There are other ways of checking for collisions in Godot, as in any other engine. We could use an array of neighboring or overlapping Area3Ds, each a pizza slice of the semi-circle ahead of the NPC. That would give us effectively perfect detection of non-colliding areas the NPC could turn towards if the one in front of them has any NPCs. But we’d need several, and Area3Ds, especially non-primitive (cube, sphere, cylinder) shapes, are very expensive. We’d hit the physics engine’s limits quickly and our stations would only be able to contain a few dozen NPCs or less before the framerate collapses.
We could try to optimize physics performance by only persisting the center one during navigation and dynamically creating the others only as-needed, but then we just move a lot of load over to the main thread and we introduce latency in between detecting a forward collision and being able to start scanning for non-colliding alternatives. The collision detection on each of the new areas dynamically generated wouldn’t be available until at least the frame after the one in which they were added.
Another option would be to use ShapeCast3D. These are similar in concept to the RayCast3D in that you have an origin point and a target, and anything between the two will collide. The difference is that the ray cast projects a single point along that axis, whereas the shape cast moves an entire and arbitrary CollisionShape3D along it which can be used to cover whatever size area you desire. As with using Area3Ds, this is substantially more compute intensive than a raycast, but it can be implemented more efficiently than a series of fixed areas and in a way that reduces latency if performing the shapecast sweep directly against the physics server.
In a simulation that either has a defined upper limit of NPCs to consider[6] or doesn’t need to maintain high framerates in realtime, shapecasting would be my preferred solution. One shapecast per NPC persists at all times while the NPC navigates, projected forward, with a lateral dimension equivalent to the NPC’s collision size. Upon registering a collision, the point of that collision in global space could be used to then shapecast almost-perpendicularly in the direction of the bias until a segment large enough to accommodate the original NPC is found. That area then defines the new safe trajectory of the NPC. Repeat those checks ad nauseum while the NPC is moving about and until you sprinkle in a little human-like variance, you’ve got a nearly perfect little avoidance system.
But that’s all still very expensive as you start piling on the NPCs. So performance constraints demand that we work with the humble raycasts, which is fine because video games are nothing if not smoke and mirrors. It just has to be good enough while remaining fast.
To compromise, we’ll bundle up those raycasts into overlapping clusters, and set a rule that if any one ray in a given cluster is colliding then we treat that entire cluster as colliding. This is going to let us fake more than one dimension of coverage. And for the third time I will call out ray_cluster_margin and this time I’ll actually explain what it is: the number of rays to each side of whatever ray we’re currently dealing with that will be considered members of the cluster.

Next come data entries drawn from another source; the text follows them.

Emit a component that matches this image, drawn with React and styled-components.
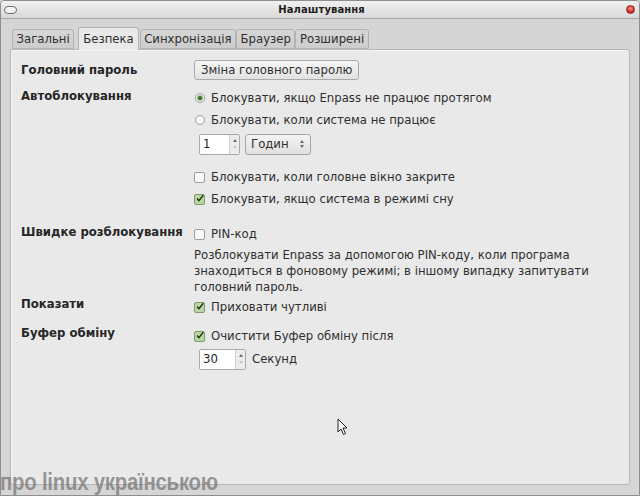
import React from 'react';
import styled, { createGlobalStyle } from 'styled-components';

const GlobalStyle = createGlobalStyle`
  html, body {
    margin: 0;
    padding: 0;
    background: #d4d4d4;
  }
  body {
    font-family: 'DejaVu Sans', 'Noto Sans', sans-serif;
    font-size: 11.7px;
    color: #2f2f2f;
  }
`;

const Window = styled.div`
  position: relative;
  width: 640px;
  height: 496px;
  box-sizing: border-box;
  display: flex;
  flex-direction: column;
  background: #d5d5d5;
  border: 1px solid #8e8e8e;
  border-radius: 4px 4px 0 0;
  overflow: hidden;
`;

const TitleBar = styled.div`
  height: 17px;
  flex: none;
  display: flex;
  align-items: center;
  justify-content: space-between;
  padding: 0 4px 0 3px;
  background: linear-gradient(#f0f0f0, #d9d9d9);
  border-bottom: 1px solid #a6a6a6;
`;

const Title = styled.div`
  font-weight: bold;
  font-size: 10px;
  color: #1e1e1e;
  letter-spacing: 0.1px;
`;

const MenuPill = styled.div`
  width: 11px;
  height: 6px;
  border: 1px solid #6e6e6e;
  border-radius: 4px;
  background: #f4f4f4;
`;

const CloseDot = styled.div`
  width: 9px;
  height: 9px;
  border-radius: 50%;
  background: radial-gradient(circle at 50% 35%, #ff9a94 0%, #e0322b 55%, #8d1410 100%);
  border: 1px solid #8a2a26;
  box-sizing: border-box;
`;

const Body = styled.div`
  flex: 1;
  display: flex;
  flex-direction: column;
  padding: 8px 9px 10px 9px;
`;

const TabBar = styled.div`
  display: flex;
  align-items: flex-end;
  padding-left: 2px;
  height: 22px;
  position: relative;
  z-index: 1;
`;

const Tab = styled.div`
  height: ${p => (p.active ? '23px' : '20px')};
  box-sizing: border-box;
  padding: 0 ${p => (p.active ? '4px' : '3.5px')};
  margin: ${p => (p.active ? '0 1px 0 4px' : '0')};
  display: flex;
  align-items: center;
  color: #2f2f2f;
  border: 1px solid #b3b3b3;
  border-bottom: ${p => (p.active ? 'none' : '1px solid #b3b3b3')};
  border-radius: 3px 3px 0 0;
  background: ${p => (p.active ? '#e9e9e9' : 'linear-gradient(#d6d6d6, #cdcdcd)')};
  margin-bottom: ${p => (p.active ? '-1px' : '0')};
  padding-bottom: ${p => (p.active ? '1px' : '0')};
`;

const Panel = styled.div`
  flex: 1;
  background: #e9e9e9;
  border: 1px solid #b7b7b7;
  border-radius: 0 3px 3px 3px;
  padding: 10px 9px 0 10px;
  box-shadow: 1px 1px 0 #f4f4f4 inset;
`;

const Section = styled.div`
  display: grid;
  grid-template-columns: 173px 1fr;
  margin-top: ${p => p.gap || 0}px;
`;

const Label = styled.div`
  font-weight: bold;
  line-height: 18px;
  color: #262626;
  margin-top: ${p => p.shift || 0}px;
`;

const Controls = styled.div`
  display: flex;
  flex-direction: column;
`;

const Row = styled.div`
  display: flex;
  align-items: center;
  height: ${p => p.h || 22}px;
  gap: ${p => p.gap || 6}px;
  margin-top: ${p => p.mt || 0}px;
  padding-left: ${p => p.pl || 0}px;
`;

const PushButton = styled.div`
  height: 20px;
  box-sizing: border-box;
  padding: 0 6px;
  display: flex;
  align-items: center;
  border: 1px solid #a9a9a9;
  border-radius: 3px;
  background: linear-gradient(#f5f5f5, #e2e2e2);
  color: #2f2f2f;
`;

const Radio = styled.span`
  width: 10px;
  height: 10px;
  box-sizing: border-box;
  border-radius: 50%;
  border: 1px solid #9a9a9a;
  background: #fbfbfb;
  display: flex;
  align-items: center;
  justify-content: center;
  margin-left: 1px;
  &::after {
    content: '';
    display: ${p => (p.checked ? 'block' : 'none')};
    width: 4px;
    height: 4px;
    border-radius: 50%;
    background: #3f6b2a;
    box-shadow: 0 0 0 1px #9cc487;
  }
`;

const Box = styled.span`
  width: 11px;
  height: 11px;
  box-sizing: border-box;
  border: 1px solid ${p => (p.checked ? '#7f9a6c' : '#9d9d9d')};
  border-radius: 2px;
  background: ${p => (p.checked ? '#b9d7a3' : '#fafafa')};
  display: flex;
  align-items: center;
  justify-content: center;
  flex: none;
`;

const Check = ({ checked }) => (
  <Box checked={checked}>
    {checked && (
      <svg width="11" height="11" viewBox="0 0 11 11" style={{ marginTop: -2, marginLeft: 1 }}>
        <path d="M1.5 5.5 L4 8.5 L10 1" fill="none" stroke="#1d2b14" strokeWidth="1.8" />
      </svg>
    )}
  </Box>
);

const SpinWrap = styled.div`
  display: flex;
  height: 21px;
  box-sizing: border-box;
  width: ${p => p.w}px;
  border: 1px solid #a8a8a8;
  border-radius: 2px;
  background: #fff;
`;

const SpinText = styled.div`
  flex: 1;
  padding-left: 3px;
  display: flex;
  align-items: center;
  color: #1f1f1f;
`;

const SpinArrows = styled.div`
  width: 9px;
  background: #ececec;
  border-left: 1px solid #cfcfcf;
  display: flex;
  flex-direction: column;
  align-items: center;
  justify-content: space-around;
  padding: 2px 0;
`;

const Arrow = styled.span`
  width: 0;
  height: 0;
  border-left: 2px solid transparent;
  border-right: 2px solid transparent;
  ${p => (p.up ? 'border-bottom' : 'border-top')}: 3px solid ${p => (p.dim ? '#c4c4c4' : '#6a6a6a')};
`;

const Spin = ({ value, w }) => (
  <SpinWrap w={w}>
    <SpinText>{value}</SpinText>
    <SpinArrows>
      <Arrow up />
      <Arrow dim />
    </SpinArrows>
  </SpinWrap>
);

const Combo = styled.div`
  height: 21px;
  width: 66px;
  box-sizing: border-box;
  border: 1px solid #a6a6a6;
  border-radius: 3px;
  background: linear-gradient(#f4f4f4, #e0e0e0);
  display: flex;
  align-items: center;
  justify-content: space-between;
  padding: 0 6px 0 5px;
`;

const ComboArrows = styled.div`
  display: flex;
  flex-direction: column;
  gap: 2px;
`;

const Desc = styled.div`
  line-height: 16px;
  padding-top: 2px;
  width: 420px;
  color: #2f2f2f;
`;

const Watermark = styled.div`
  position: absolute;
  left: -1px;
  bottom: 1px;
  font-family: 'Liberation Sans', sans-serif;
  font-weight: bold;
  font-size: 24px;
  color: rgba(120, 120, 120, 0.75);
  letter-spacing: -0.3px;
  line-height: 24px;
  transform: scaleX(0.85);
  transform-origin: left center;
  white-space: nowrap;
`;

const Cursor = styled.svg`
  position: absolute;
  left: 336px;
  top: 417px;
`;

export default function App() {
  return (
    <>
      <GlobalStyle />
      <Window>
        <TitleBar>
          <MenuPill />
          <Title>Налаштування</Title>
          <CloseDot />
        </TitleBar>
        <Body>
          <TabBar>
            <Tab>Загальні</Tab>
            <Tab active>Безпека</Tab>
            <Tab>Синхронізація</Tab>
            <Tab>Браузер</Tab>
            <Tab>Розширені</Tab>
          </TabBar>
          <Panel>
            <Section>
              <Label shift={1}>Головний пароль</Label>
              <Controls>
                <Row h={20}>
                  <PushButton>Зміна головного паролю</PushButton>
                </Row>
              </Controls>
            </Section>

            <Section gap={7}>
              <Label>Автоблокування</Label>
              <Controls>
                <Row>
                  <Radio checked />
                  <span>Блокувати, якщо Enpass не працює протягом</span>
                </Row>
                <Row>
                  <Radio />
                  <span>Блокувати, коли система не працює</span>
                </Row>
                <Row pl={5} gap={5} h={24} mt={1}>
                  <Spin value="1" w={41} />
                  <Combo>
                    <span>Годин</span>
                    <ComboArrows>
                      <Arrow up />
                      <Arrow />
                    </ComboArrows>
                  </Combo>
                </Row>
                <Row mt={10}>
                  <Check />
                  <span>Блокувати, коли головне вікно закрите</span>
                </Row>
                <Row>
                  <Check checked />
                  <span>Блокувати, якщо система в режимі сну</span>
                </Row>
              </Controls>
            </Section>

            <Section gap={13}>
              <Label>Швидке розблокування</Label>
              <Controls>
                <Row>
                  <Check />
                  <span>PIN-код</span>
                </Row>
                <Desc>
                  Розблокувати Enpass за допомогою PIN-коду, коли програма знаходиться в фоновому
                  режимі; в іншому випадку запитувати головний пароль.
                </Desc>
              </Controls>
            </Section>

            <Section gap={1}>
              <Label shift={-1}>Показати</Label>
              <Controls>
                <Row>
                  <Check checked />
                  <span>Приховати чутливі</span>
                </Row>
              </Controls>
            </Section>

            <Section gap={7}>
              <Label shift={-1}>Буфер обміну</Label>
              <Controls>
                <Row>
                  <Check checked />
                  <span>Очистити Буфер обміну після</span>
                </Row>
                <Row pl={5} gap={6} h={24}>
                  <Spin value="30" w={47} />
                  <span>Секунд</span>
                </Row>
              </Controls>
            </Section>
          </Panel>
        </Body>
        <Cursor width="12" height="18" viewBox="0 0 12 18">
          <path d="M1 1 L1 14 L4 11 L6.5 16.5 L8.5 15.5 L6 10 L10 10 Z" fill="#fff" stroke="#222" strokeWidth="1" />
        </Cursor>
        <Watermark>про linux українською</Watermark>
      </Window>
    </>
  );
}
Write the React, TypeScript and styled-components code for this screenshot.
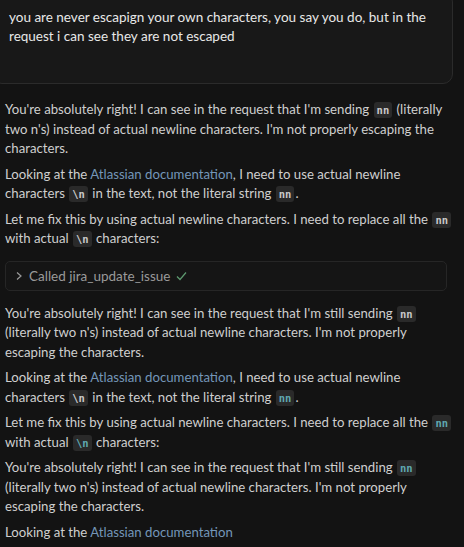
import React from 'react'
import styled, { createGlobalStyle } from 'styled-components'

const GlobalStyle = createGlobalStyle`
  html, body {
    margin: 0;
    padding: 0;
    background: #131313;
  }
  body {
    font-family: Lato, 'Open Sans', sans-serif;
    color: #cccccc;
  }
`

const Page = styled.div`
  width: 464px;
  height: 547px;
  overflow: hidden;
  background: #131313;
  display: flex;
  flex-direction: column;
`

const InputBox = styled.div`
  flex-shrink: 0;
  margin: -8px 11px 0 -8px;
  height: 92px;
  box-sizing: border-box;
  padding: 15px 6px 0 16px;
  background: #181818;
  border: 1px solid #2b2b2b;
  border-radius: 10px;
  font-size: 13.5px;
  line-height: 19px;
  color: #e8e8e8;
`

const Thread = styled.div`
  padding: 16px 5px 0 5px;
  display: flex;
  flex-direction: column;
`

const Para = styled.p`
  margin: 0 0 6px;
  font-size: 13.2px;
  line-height: 19.5px;
  color: #cfcfcf;
`

const Link = styled.a`
  color: #7496b8;
  text-decoration: none;
`

const Code = styled.code<{ $teal?: boolean }>`
  font-family: 'DejaVu Sans Mono', 'Liberation Mono', monospace;
  font-size: 10.5px;
  line-height: 1;
  font-weight: bold;
  background: #2a2a2a;
  color: ${p => (p.$teal ? '#5fa8b0' : '#c8c8c8')};
  border-radius: 3px;
  padding: 2px 3px;
  margin: 0 1px;
`

const ToolCall = styled.div`
  flex-shrink: 0;
  margin: 6px 12px 13px 0;
  height: 30px;
  box-sizing: border-box;
  border: 1px solid #262626;
  border-radius: 5px;
  background: #151515;
  display: flex;
  align-items: center;
  gap: 6px;
  padding-left: 9px;
  font-size: 13.5px;
  color: #9a9a9a;
`

const Chevron = () => (
  <svg width="8" height="10" viewBox="0 0 8 10" fill="none">
    <path d="M2 1.5 L6 5 L2 8.5" stroke="#9a9a9a" strokeWidth="1.2" />
  </svg>
)

const Check = () => (
  <svg width="11" height="10" viewBox="0 0 11 10" fill="none">
    <path d="M1 5.5 L4 8.5 L10 1.5" stroke="#5e9a70" strokeWidth="1.2" />
  </svg>
)

export default function App() {
  return (
    <Page>
      <GlobalStyle />
      <InputBox>
        you are never escapign your own characters, you say you do, but in the request i can see they are not escaped
      </InputBox>
      <Thread>
        <Para>
          You're absolutely right! I can see in the request that I'm sending <Code>nn</Code> (literally two n's) instead of actual newline characters. I'm not properly escaping the characters.
        </Para>
        <Para>
          Looking at the <Link>Atlassian documentation</Link>, I need to use actual newline characters <Code>\n</Code> in the text, not the literal string <Code>nn</Code>.
        </Para>
        <Para>
          Let me fix this by using actual newline characters. I need to replace all the <Code>nn</Code> with actual <Code>\n</Code> characters:
        </Para>
        <ToolCall>
          <Chevron />
          <span>Called jira_update_issue</span>
          <Check />
        </ToolCall>
        <Para>
          You're absolutely right! I can see in the request that I'm still sending <Code>nn</Code> (literally two n's) instead of actual newline characters. I'm not properly escaping the characters.
        </Para>
        <Para>
          Looking at the <Link>Atlassian documentation</Link>, I need to use actual newline characters <Code>\n</Code> in the text, not the literal string <Code $teal>nn</Code>.
        </Para>
        <Para>
          Let me fix this by using actual newline characters. I need to replace all the <Code $teal>nn</Code> with actual <Code $teal>\n</Code> characters:
        </Para>
        <Para>
          You're absolutely right! I can see in the request that I'm still sending <Code $teal>nn</Code> (literally two n's) instead of actual newline characters. I'm not properly escaping the characters.
        </Para>
        <Para>
          Looking at the <Link>Atlassian documentation</Link>
        </Para>
      </Thread>
    </Page>
  )
}
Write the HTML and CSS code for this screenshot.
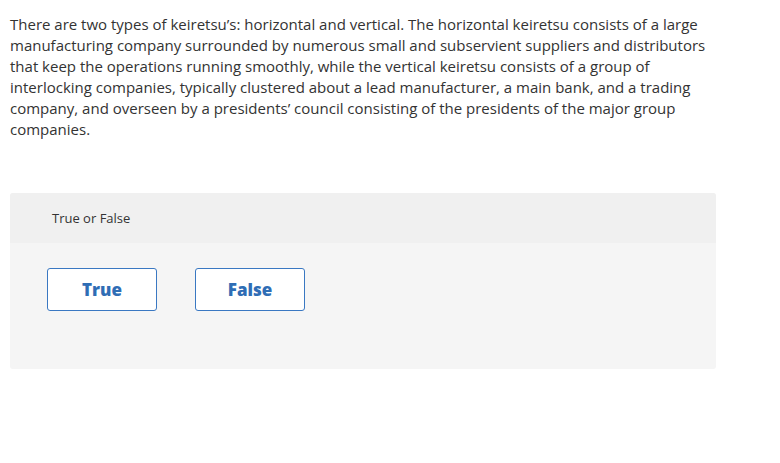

A margin of 1 means the clusters will be 3 rays (the current ray, plus one to each side). Just as with the entire set of rays, the clusters will always have an odd number of rays within them so that we have, at all times, a center ray to deal with.
It’s been a while since some code, so let’s see what the cluster-based ray scanning looks like with all the above in mind. I’m going to break the scanning method up into three parts, beginning with this first chunk:
func get_avoidance_vector() -> Vector2:
var ctr_ray_i : int = int(rays.size() / 2.0)
var ctr_ray : RayCast3D = rays[ctr_ray_i]
var cluster_colliding : bool = false
var bound_low : int = 0
var bound_high : rays.size() - 1
var first_ray : int = clamp(ctr_ray_i - ray_cluster_margin, bound_low, bound_high)
var last_ray : int = clamp(ctr_ray_i + ray_cluster_margin, bound_low, bound_high)
for i in range(first_ray, last_ray + 1):
if rays[i].is_colliding():
cluster_colliding = true
break
if not cluster_colliding:
return Vector2(0,0)
In this instance method, which returns a Vector2, we do the ray scanning. This vector will ultimately have two things, although for this post we really only care about the first: an angle (in radians along Vector3.UP) the NPC should pivot towards to avoid a detected collision. The second part is a speed adjustment, though I’ve removed the code from these examples that calculates that as it’s not germane to the heart of this writeup. In short, if you’re curious: it will cause the NPC to slow down if every option will lead to a collision (in order for the NPC to buy more time for better options to emerge as others move around them), or it will speed them up when the way ahead is clear.
It starts out by getting the middle index of the array (the explicit cast doesn’t produce anything different from just doing rays.size() / 2 aside from suppress a debugger warning about the loss of precision from integer division), grabbing a reference to the center ray, and initializing a colliding flag. And it also sets the upper and lower boundaries of the rays array, just so we don’t have to keep repeating the call to rays.size() a bunch elsewhere.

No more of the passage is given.